15-10-2022, 08:53 AM
(14-10-2022, 11:46 PM)myboobs Wrote: May I suggest yoga for bringing peace within . You have nothing to feel ugly about .All good advice.
You look gorgeous. Think positive. Negative thoughts leads to depression . Just remember
that many here would give arm and a leg to achieve what you have .
chin up , care not what others say , be proud of yourself . Happy thoughts
But these mental issues are so stupid, they make no sense and listen to no logic. Dysphoria is blind and deaf but really loud bitch shouting lies. Things are interestingly about a certain point of view, from mine, I often look like crap and my body disgusts me and I want to change. From someone else's point of view, I'm goals already even though I started "yesterday".
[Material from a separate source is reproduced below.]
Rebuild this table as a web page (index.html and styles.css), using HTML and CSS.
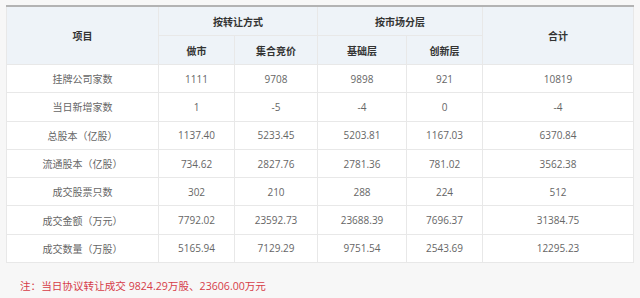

I'm hoping to reach a point of clarity where dysphoria does not blind me as much and not as often. A while back, I had two or three days when somehow I had zero dysphoria and I could see myself for real. I think I saw what others keep telling me and omg I'm cute! And I saw what's going on with my body shape, curves, lot of curves all over. It was so amazing and I was thinking if that is how it feels like when dysphoria is alleviated to the point where it doesn't much exist any more. It will never completely disappear, but I think its almost like a voice which can go so loud its blinding and messing up everything. And then it can go quiet and become so tiny its barely there at all and easy to ignore. That's what I think being in denial did btw, put a sordino on the dysphoria without ever trying to fix it.
I keep on talking about this as dysphoria is the main driving force of my depression and anxiety, now that's a surprise... The good thing is that there is a cure to all of these problems, body fixing and internal work. Latter is probably the harder part.